**Set task**.
Filter these entries, keeping only lines that hold the word "styles".

**Supplied data**.

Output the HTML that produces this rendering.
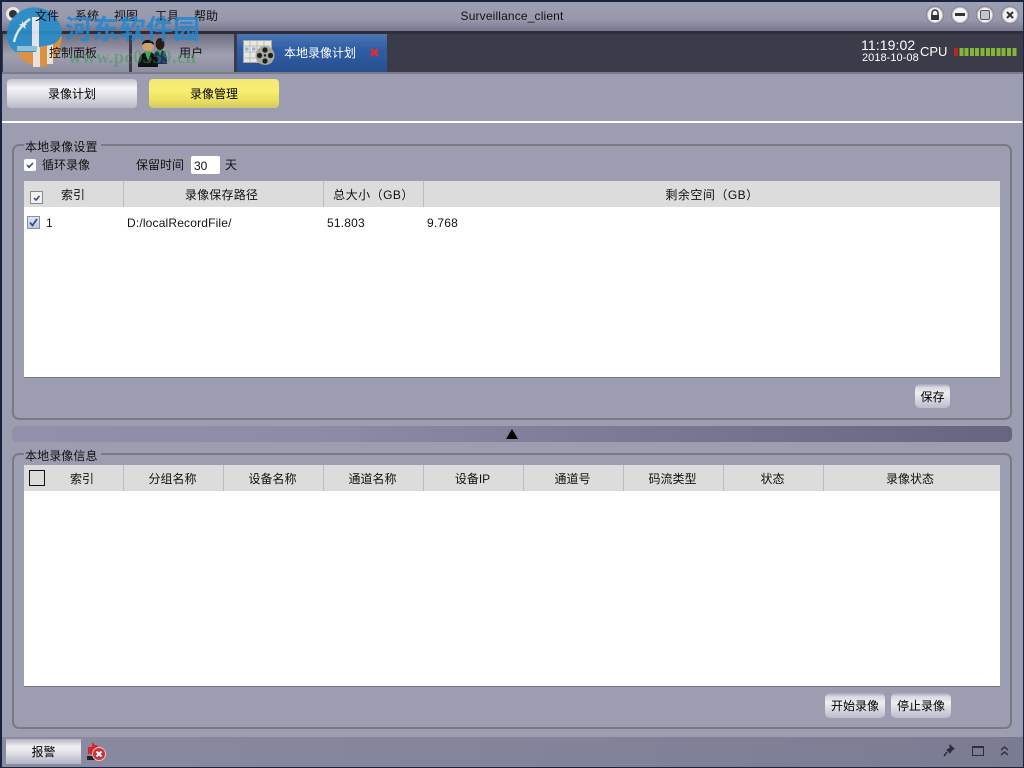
<!DOCTYPE html>
<html><head><meta charset="utf-8">
<style>
html,body{margin:0;padding:0}
body{width:1024px;height:768px;overflow:hidden;position:relative;background:#9d9db1;font-family:"Liberation Sans","Noto Sans CJK SC",sans-serif;font-size:12px;color:#111}
.a{position:absolute}
.t{position:absolute;white-space:nowrap;line-height:16px;height:16px}
.c{text-align:center}
.btn{position:absolute;border-radius:5px;background:linear-gradient(#a4a4b6 0,#d8d8e0 14%,#eeeef2 38%,#bcbccb 100%);text-align:center;color:#000}
.fs{position:absolute;border:2px solid #7a7a84;border-radius:7px;box-sizing:border-box}
.leg{position:absolute;background:#9d9db1;padding:0 3px 0 1px;line-height:16px;height:16px;white-space:nowrap;font-size:12px;letter-spacing:.1px}
.hd{position:absolute;background:#dcdcdc;height:26px}
.sep{position:absolute;width:1px;height:26px;background:#bcbcc0}
.wb{position:absolute;top:6px;width:18px;height:18px;border-radius:50%;background:radial-gradient(#f2f2f5 52%,#666674 72%,#7a7a8a 82%,#a8a8b8 100%)}
</style></head><body>
<!-- outer frame -->
<div class="a" style="left:0;top:0;width:1024px;height:2px;background:#17233f"></div>
<div class="a" style="left:0;top:0;width:2px;height:768px;background:#17233f"></div>
<div class="a" style="right:0;top:0;width:1px;height:768px;background:#17233f"></div>
<!-- title bar -->
<div class="a" style="left:2px;top:2px;width:1021px;height:30px;background:linear-gradient(#9e9eb2 0,#9898ac 60%,#72728a 100%)"></div>
<div class="a" style="left:2px;top:31px;width:1021px;height:3px;background:#2e2e38"></div>
<div class="a" style="left:6px;top:7px;width:14px;height:14px;border-radius:50%;background:#e8e8e8"></div>
<div class="a" style="left:9px;top:10px;width:8px;height:8px;border-radius:50%;background:#333"></div>
<div class="t" style="left:75px;top:8px;color:#111">系统</div>
<div class="t" style="left:114px;top:8px;color:#111">视图</div>
<div class="t" style="left:155px;top:8px;color:#111">工具</div>
<div class="t" style="left:194px;top:8px;color:#111">帮助</div>
<div class="t c" style="left:412px;top:8px;width:200px;color:#111;font-size:12px;letter-spacing:.15px">Surveillance_client</div>
<!-- window buttons -->
<div class="wb" style="left:926px"></div>
<svg class="a" style="left:926px;top:6px" width="18" height="18"><path d="M6 9V7a3 3 0 0 1 6 0v2" fill="none" stroke="#333" stroke-width="1.5"/><rect x="5" y="9" width="8" height="5" fill="#333"/></svg>
<div class="wb" style="left:951px"></div>
<div class="a" style="left:955px;top:13px;width:10px;height:3px;background:#333"></div>
<div class="wb" style="left:976px"></div>
<div class="a" style="left:980px;top:10px;width:10px;height:10px;border:1.5px solid #555;border-radius:2px;box-sizing:border-box;background:#c4c4cc"></div>
<div class="wb" style="left:1001px"></div>
<svg class="a" style="left:1001px;top:6px" width="18" height="18"><path d="M6 6L12 12M12 6L6 12" stroke="#333" stroke-width="2"/></svg>
<!-- tab bar -->
<div class="a" style="left:2px;top:34px;width:1021px;height:38px;background:#3a3a48"></div>
<div class="a" style="left:3px;top:34px;width:126px;height:38px;background:linear-gradient(#6e6e80,#a0a0b2 55%,#8d8da0)"></div>
<div class="a" style="left:132px;top:34px;width:102px;height:38px;background:linear-gradient(#6e6e80,#a0a0b2 55%,#8d8da0)"></div>
<svg class="a" style="left:138px;top:37px" width="30" height="30"><ellipse cx="22" cy="7" rx="4.5" ry="6" fill="#2a1c14"/><path d="M15 27c0-10 2-14 7-14s7 4 7 14z" fill="#1c2f66"/><path d="M20 13l2 6 2-6z" fill="#3fb36a"/><circle cx="10" cy="9" r="5.5" fill="#d2a070"/><path d="M4 8c0-7 12-7 12 0l-3-2H7z" fill="#1d140e"/><path d="M0 30c0-11 4-15 10-15s10 4 10 15z" fill="#101014"/><path d="M7 15l3 9 3-9z" fill="#3fb36a"/></svg>
<div class="t" style="left:179px;top:45px">用户</div>
<div class="a" style="left:237px;top:34px;width:150px;height:38px;background:linear-gradient(#4d76b2,#2f5ea6 40%,#274f90)"></div>
<svg class="a" style="left:243px;top:40px" width="32" height="26"><rect x="0.5" y="0.5" width="28" height="22" fill="#e6e8e2" stroke="#a4a8a0" stroke-width="1"/><path d="M0 6H29M0 12H29M0 18H29M7 0V23M14 0V23M21 0V23" stroke="#b8bcb4" stroke-width="1"/><rect x="2" y="7.5" width="3.5" height="3" fill="#9cacdc"/><rect x="9" y="7.5" width="3.5" height="3" fill="#9cacdc"/><circle cx="22" cy="15.5" r="9.5" fill="#a8a69c"/><circle cx="22" cy="10" r="2.6" fill="#1e1e1e"/><circle cx="22" cy="21" r="2.6" fill="#1e1e1e"/><circle cx="16.5" cy="15.5" r="2.6" fill="#1e1e1e"/><circle cx="27.5" cy="15.5" r="2.6" fill="#1e1e1e"/><circle cx="22" cy="15.5" r="1.2" fill="#1e1e1e"/></svg>
<div class="t" style="left:284px;top:45px;color:#fff">本地录像计划</div>
<svg class="a" style="left:369px;top:47px" width="11" height="11"><path d="M2 2L9 9M9 2L2 9" stroke="#d8303a" stroke-width="2.8"/></svg>
<div class="a" style="left:387px;top:34px;width:636px;height:38px;background:#3b3b49"></div>
<div class="t" style="left:861px;top:37px;color:#fff;font-size:14px;letter-spacing:.1px">11:19:02</div>
<div class="t" style="left:862px;top:50px;color:#fff;font-size:11px;letter-spacing:.05px">2018-10-08</div>
<div class="t" style="left:920px;top:44px;color:#fff;font-size:13px">CPU</div>
<div class="a" style="left:954px;top:48px;width:63px;height:8px;background:repeating-linear-gradient(90deg,#86b53a 0 4px,#3b3b49 4px 5.3px)"></div>
<div class="a" style="left:954px;top:48px;width:4px;height:8px;background:#b02a22"></div>
<div class="a" style="left:2px;top:72px;width:1021px;height:2px;background:#7b7b8c"></div>
<!-- sub tabs -->
<div class="a" style="left:7px;top:79px;width:130px;height:29px;border-radius:4px;background:linear-gradient(#c4c4d0,#f4f4f7 30%,#dedee6 60%,#b9b9c8);"></div>
<div class="t c" style="left:7px;top:86px;width:130px;color:#000">录像计划</div>
<div class="a" style="left:149px;top:79px;width:130px;height:29px;border-radius:4px;background:linear-gradient(#f2e878,#f8ee70 40%,#eadf5e 75%,#cfc66a)"></div>
<div class="t c" style="left:149px;top:86px;width:130px;color:#000">录像管理</div>
<div class="a" style="left:2px;top:121px;width:1020px;height:2px;background:#fff"></div>
<!-- section 1 -->
<div class="fs" style="left:12px;top:144px;width:1000px;height:276px"></div>
<div class="leg" style="left:24px;top:139px">本地录像设置</div>
<div class="a" style="left:24px;top:159px;width:12px;height:12px;background:#fff;border-radius:2px"></div>
<svg class="a" style="left:24px;top:159px" width="12" height="12"><path d="M3 6l2 2.2L9 4" fill="none" stroke="#2a4a88" stroke-width="1.6"/></svg>
<div class="t" style="left:42px;top:157px">循环录像</div>
<div class="t" style="left:136px;top:157px">保留时间</div>
<div class="a" style="left:191px;top:156px;width:29px;height:18px;background:#fff;border-radius:2px"></div>
<div class="t" style="left:194px;top:158px">30</div>
<div class="t" style="left:225px;top:157px">天</div>
<div class="a" style="left:24px;top:181px;width:976px;height:197px;background:#fff;border-bottom:1px solid #77777f;box-sizing:border-box"></div>
<div class="hd" style="left:24px;top:181px;width:976px"></div>
<div class="sep" style="left:123px;top:181px"></div>
<div class="sep" style="left:323px;top:181px"></div>
<div class="sep" style="left:423px;top:181px"></div>
<div class="a" style="left:30px;top:191px;width:13px;height:13px;background:#f2f2f2;border:1px solid #888;box-sizing:border-box"></div>
<svg class="a" style="left:30px;top:191px" width="13" height="13"><path d="M4 7l2 2 3.5-4" fill="none" stroke="#2a4a88" stroke-width="1.5"/></svg>
<div class="t" style="left:61px;top:187px">索引</div>
<div class="t c" style="left:122px;top:187px;width:199px;letter-spacing:.2px">录像保存路径</div>
<div class="t c" style="left:324px;top:187px;width:99px;letter-spacing:.5px">总大小（GB）</div>
<div class="t c" style="left:424px;top:187px;width:576px;letter-spacing:.5px">剩余空间（GB）</div>
<div class="a" style="left:27px;top:216px;width:13px;height:13px;background:linear-gradient(#e0e4f0,#c0c8e0);border:1px solid #8a8fa8;box-sizing:border-box"></div>
<svg class="a" style="left:27px;top:216px" width="13" height="13"><path d="M3 6.5l2.5 3L10 3" fill="none" stroke="#2a4a88" stroke-width="1.7"/></svg>
<div class="t" style="left:46px;top:215px">1</div>
<div class="t" style="left:127px;top:215px;letter-spacing:.17px">D:/localRecordFile/</div>
<div class="t" style="left:327px;top:215px;letter-spacing:.2px">51.803</div>
<div class="t" style="left:427px;top:215px;letter-spacing:.2px">9.768</div>
<div class="btn" style="left:915px;top:384px;width:35px;height:24px;line-height:27px">保存</div>
<!-- splitter -->
<div class="a" style="left:12px;top:426px;width:1000px;height:16px;border-radius:5px;background:linear-gradient(90deg,#9090a8 0,#8c8ca4 30%,#7b7b95 60%,#656582 100%)"></div>
<svg class="a" style="left:506px;top:429px" width="12" height="10"><path d="M6 0L12 10H0z" fill="#000"/></svg>
<!-- section 2 -->
<div class="fs" style="left:12px;top:453px;width:1000px;height:276px"></div>
<div class="leg" style="left:24px;top:448px">本地录像信息</div>
<div class="a" style="left:24px;top:465px;width:976px;height:222px;background:#fff;border-bottom:1px solid #77777f;box-sizing:border-box"></div>
<div class="hd" style="left:24px;top:465px;width:976px"></div>
<div class="sep" style="left:123px;top:465px"></div>
<div class="sep" style="left:223px;top:465px"></div>
<div class="sep" style="left:323px;top:465px"></div>
<div class="sep" style="left:423px;top:465px"></div>
<div class="sep" style="left:523px;top:465px"></div>
<div class="sep" style="left:623px;top:465px"></div>
<div class="sep" style="left:723px;top:465px"></div>
<div class="sep" style="left:823px;top:465px"></div>
<div class="a" style="left:29px;top:470px;width:16px;height:16px;border:1px solid #111;box-sizing:border-box"></div>
<div class="t" style="left:70px;top:471px">索引</div>
<div class="t c" style="left:123px;top:471px;width:99px">分组名称</div>
<div class="t c" style="left:223px;top:471px;width:99px">设备名称</div>
<div class="t c" style="left:323px;top:471px;width:99px">通道名称</div>
<div class="t c" style="left:423px;top:471px;width:99px">设备IP</div>
<div class="t c" style="left:523px;top:471px;width:99px">通道号</div>
<div class="t c" style="left:623px;top:471px;width:99px">码流类型</div>
<div class="t c" style="left:723px;top:471px;width:99px">状态</div>
<div class="t c" style="left:822px;top:471px;width:176px">录像状态</div>
<div class="btn" style="left:825px;top:693px;width:60px;height:25px;line-height:27px">开始录像</div>
<div class="btn" style="left:891px;top:693px;width:60px;height:25px;line-height:27px">停止录像</div>
<!-- status bar -->
<div class="a" style="left:2px;top:737px;width:1021px;height:30px;background:linear-gradient(90deg,#8a8aa0,#83839a 50%,#7b7b92)"></div>
<div class="a" style="left:0;top:767px;width:1024px;height:1px;background:#17233f"></div>
<div class="a" style="left:6px;top:739px;width:75px;height:25px;background:linear-gradient(#b5b5c2,#f0f0f4 30%,#dcdce4 60%,#b5b5c5)"></div>
<div class="t c" style="left:6px;top:744px;width:75px;color:#000">报警</div>
<svg class="a" style="left:86px;top:741px" width="22" height="21"><path d="M2 6h4V1l3 3 3 1v8H2z" fill="#d8262a"/><path d="M1 15h8v4H1z" fill="#222"/><circle cx="13" cy="13" r="6.5" fill="#c9323a" stroke="#e8c8c8" stroke-width="1"/><path d="M10.5 10.5l5 5M15.5 10.5l-5 5" stroke="#fff" stroke-width="2"/></svg>
<svg class="a" style="left:942px;top:744px" width="13" height="14"><path d="M8 1l4 4-2 1-2 3-3-3 3-2z" fill="#2e2e38" stroke="#2e2e38" stroke-width="1"/><path d="M5 8L2 12" stroke="#2e2e38" stroke-width="1.5"/></svg>
<div class="a" style="left:972px;top:746px;width:12px;height:10px;border:1px solid #2e2e38;border-top-width:2px;box-sizing:border-box"></div>
<svg class="a" style="left:999px;top:745px" width="11" height="12"><path d="M2 5l3.5-3L9 5M2 10l3.5-3L9 10" fill="none" stroke="#2e2e38" stroke-width="1.4"/></svg>
<!-- watermark -->
<svg class="a" style="left:0;top:0;opacity:.92" width="70" height="72"><path d="M14 44Q20 66 42 67Q59 64 62 36L14 44z" fill="#e0923a"/><rect x="33" y="46" width="7" height="21" fill="#ece8e0"/><rect x="47" y="44" width="6" height="20" fill="#ece8e0"/><path d="M7 38A27 27 0 1 1 62 32Q60 46 42 46L40 47H36V52H16Q9 48 7 38z" fill="#2a8cc8"/><path d="M14 42Q17 28 30 19" fill="none" stroke="#e8eef2" stroke-width="2.5"/><rect x="32" y="17" width="7" height="30" fill="#e8eef2"/><path d="M22 21l2 3 3 0-2 2 1 3-3-2-3 2 1-3-2-2 3 0z" fill="#e8eef2"/><rect x="17" y="46" width="20" height="5" fill="#8fc6de"/></svg>
<div class="t" style="left:35px;top:8px;color:#111">文件</div>
<div class="t" style="left:49px;top:45px">控制面板</div>
<div class="t" style="left:65px;top:14px;height:32px;line-height:32px;font-size:27px;font-weight:bold;color:#2088d4;opacity:.85;font-family:'Liberation Sans','Noto Sans CJK SC',sans-serif">河东软件园</div>
<div class="t" style="left:68px;top:48px;font-size:19px;line-height:20px;height:20px;font-weight:bold;color:#3f9a50;opacity:.5;font-family:'Liberation Serif',serif;letter-spacing:.2px">www.pc0359.cn</div>
</body></html>
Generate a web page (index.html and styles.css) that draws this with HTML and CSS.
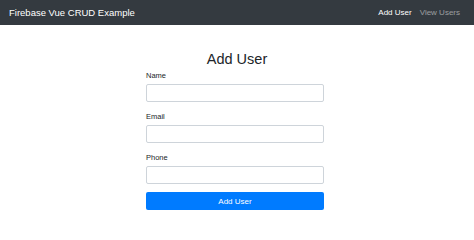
FILE: index.html
```html
<!DOCTYPE html>
<html>
<head>
<meta charset="utf-8">
<link rel="stylesheet" href="styles.css">
</head>
<body>
<nav class="navbar">
  <span class="brand">Firebase Vue CRUD Example</span>
  <div class="nav-links">
    <a class="nav-link active">Add User</a>
    <a class="nav-link">View Users</a>
  </div>
</nav>
<main class="page">
  <h1 class="title">Add User</h1>
  <form class="form">
    <div class="group">
      <label class="label">Name</label>
      <input class="input" type="text">
    </div>
    <div class="group">
      <label class="label">Email</label>
      <input class="input" type="text">
    </div>
    <div class="group">
      <label class="label">Phone</label>
      <input class="input" type="text">
    </div>
    <button class="btn" type="button">Add User</button>
  </form>
</main>
</body>
</html>
```

FILE: styles.css
```css
* { box-sizing: border-box; }
body {
  margin: 0;
  font-family: "Liberation Sans", Arial, sans-serif;
  color: #212529;
  background: #fff;
}
.navbar {
  height: 25px;
  background: #343a40;
  display: flex;
  align-items: center;
  justify-content: space-between;
  padding: 0 10px 0 9px;
}
.brand {
  color: #fff;
  font-size: 9.5px;
  line-height: 25px;
}
.nav-links {
  display: flex;
}
.nav-link {
  font-size: 8px;
  padding: 0 4px;
  color: rgba(255,255,255,0.5);
}
.nav-link.active { color: #fff; }
.page {
  display: flex;
  flex-direction: column;
  align-items: center;
  padding-top: 25px;
}
.title {
  margin: 0;
  font-weight: 400;
  font-size: 14.5px;
  line-height: 18px;
}
.form {
  width: 182px;
  padding-right: 4px;
  margin-top: 2px;
  display: flex;
  flex-direction: column;
}
.group {
  display: flex;
  flex-direction: column;
  margin-bottom: 9px;
}
.label {
  font-size: 7.5px;
  line-height: 12px;
  margin-bottom: 2px;
}
.input {
  height: 18px;
  border: 1px solid #ced4da;
  border-radius: 2px;
  margin: 0;
  padding: 0 4px;
}
.group:last-of-type { margin-bottom: 8px; }
.btn {
  height: 18px;
  border: 0;
  border-radius: 2px;
  background: #007bff;
  color: #fff;
  font-family: "Liberation Sans", Arial, sans-serif;
  font-size: 8px;
  padding: 0;
}
```
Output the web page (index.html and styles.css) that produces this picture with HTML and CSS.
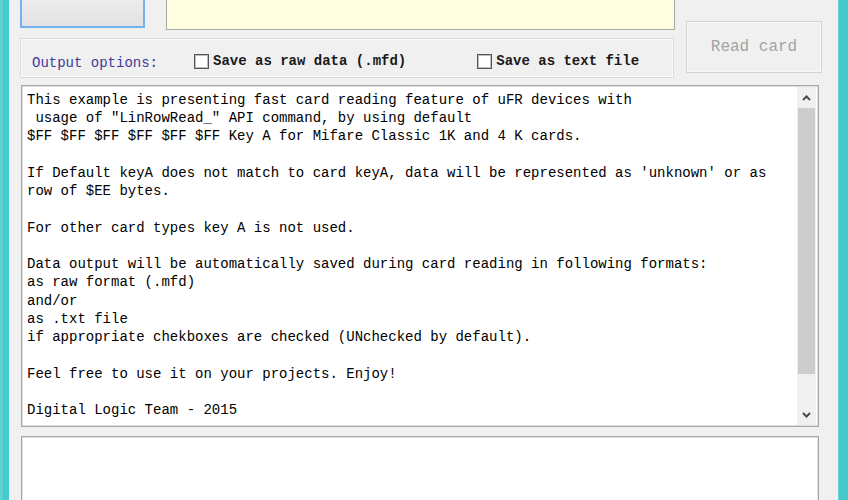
FILE: index.html
```html
<!DOCTYPE html>
<html>
<head>
    <title>uFR Fast Card Reading</title>
    <link rel="stylesheet" href="styles.css">
</head>
<body>
    <div class="app">
        <div class="edge edge-left"></div>

        <div class="window">
            <div class="head">
                <div class="head-main">
                    <div class="top-row">
                        <button class="focus-btn"></button>
                        <div class="note"></div>
                    </div>
                    <div class="options">
                        <span class="options-title">Output options:</span>
                        <label class="check check-raw"><span class="box"></span>Save as raw data (.mfd)</label>
                        <label class="check check-txt"><span class="box"></span>Save as text file</label>
                    </div>
                </div>
                <button class="read-card" disabled>Read card</button>
            </div>

            <div class="output">
<div class="output-text">This example is presenting fast card reading feature of uFR devices with
 usage of "LinRowRead_" API command, by using default
$FF $FF $FF $FF $FF $FF Key A for Mifare Classic 1K and 4 K cards.

If Default keyA does not match to card keyA, data will be represented as 'unknown' or as
row of $EE bytes.

For other card types key A is not used.

Data output will be automatically saved during card reading in following formats:
as raw format (.mfd)
and/or
as .txt file
if appropriate chekboxes are checked (UNchecked by default).

Feel free to use it on your projects. Enjoy!

Digital Logic Team - 2015</div>
                <div class="scrollbar">
                    <div class="arrow arrow-up">
                        <svg width="9" height="6" viewBox="0 0 9 6"><polyline points="1,5 4.5,1.5 8,5" fill="none" stroke="#4a4a4a" stroke-width="2"/></svg>
                    </div>
                    <div class="thumb"></div>
                    <div class="track"></div>
                    <div class="arrow arrow-down">
                        <svg width="9" height="6" viewBox="0 0 9 6"><polyline points="1,1 4.5,4.5 8,1" fill="none" stroke="#4a4a4a" stroke-width="2"/></svg>
                    </div>
                </div>
            </div>

            <div class="log"></div>
        </div>

        <div class="edge edge-right"></div>
    </div>
</body>
</html>
```

FILE: styles.css
```css
body { margin: 0; background-color: #f0f0f0; font-family: "Liberation Mono", "Courier New", monospace; font-size: 14px; color: #000; }
.app { display: flex; width: 848px; height: 500px; overflow: hidden; }
.edge { background-color: #43caca; }
.edge-left { width: 9px; border-left: 3px solid #5cd3d3; box-sizing: border-box; }
.edge-right { width: 10px; border-left: 1px solid #66d4d4; box-sizing: border-box; }
.window { flex: 1; padding-left: 11px; background-color: #f0f0f0; }

.head { display: flex; align-items: flex-start; }
.head-main { width: 655px; }
.top-row { display: flex; align-items: flex-start; height: 30px; }
.focus-btn {
    width: 125px; height: 28px; border: 2px solid #70b2f2; border-top: none; padding: 0;
    background: linear-gradient(#ececec, #e2e2e2); box-sizing: border-box;
}
.note { width: 509px; height: 30px; margin-left: 21px; background-color: #ffffe0; border: 1px solid #a9a9a9; border-top: none; box-sizing: border-box; }

.options {
    display: flex; align-items: center; width: 654px; height: 40px; margin-top: 8px; padding: 6px 0 0 11px;
    border: 1px solid #dcdcdc; box-shadow: inset 0 0 0 1px #f9f9f9; box-sizing: border-box; white-space: nowrap;
}
.options-title { flex-shrink: 0; width: 127px; margin-top: 3px; color: #3b3b98; }
.check { display: flex; align-items: center; flex-shrink: 0; font-weight: bold; color: #1a1a1a; }
.check-raw { margin-left: 35px; }
.check-txt { margin-left: 71px; }
.box { width: 15px; height: 15px; margin-right: 4px; background-color: #fff; border: 1px solid #555; box-shadow: inset 0 0 0 1px #bdbdbd; box-sizing: border-box; }

.read-card {
    width: 136px; height: 52px; margin: 21px 0 0 11px; padding: 0;
    background-color: #f0f0f0; border: 1px solid #d2d2d2; box-shadow: inset 0 0 0 1px #f8f8f8;
    font-family: "Liberation Mono", "Courier New", monospace; font-size: 16px; color: #a3a3a3; box-sizing: border-box;
}

.output {
    display: flex; width: 798px; height: 342px; margin: 7px 0 0 1px; background-color: #fff;
    border: 1px solid #a5a5a5; box-shadow: inset 0 0 0 1px #dedede; box-sizing: border-box;
}
.output-text { flex: 1; padding: 5px 5px 0; white-space: pre; line-height: 18.24px; overflow: hidden; }
.scrollbar { display: flex; flex-direction: column; width: 19px; margin: 1px 2px 1px 0; background-color: #f0f0f0; }
.arrow { display: flex; align-items: center; justify-content: center; height: 21px; }
.thumb { height: 266px; margin: 0 1px 0 1px; background-color: #cdcdcd; }
.track { flex: 1; }

.log { width: 798px; height: 80px; margin: 9px 0 0 1px; background-color: #fff; border: 1px solid #a5a5a5; box-shadow: inset 0 0 0 1px #dedede; box-sizing: border-box; }
```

**Right answer**.
Generate a web page (index.html and styles.css) that draws this with HTML and CSS.
<link rel="stylesheet" href="styles.css">
FILE: styles.css
Output the web page (index.html and styles.css) that produces this picture with HTML and CSS.
    <link rel="stylesheet" href="styles.css">
FILE: styles.css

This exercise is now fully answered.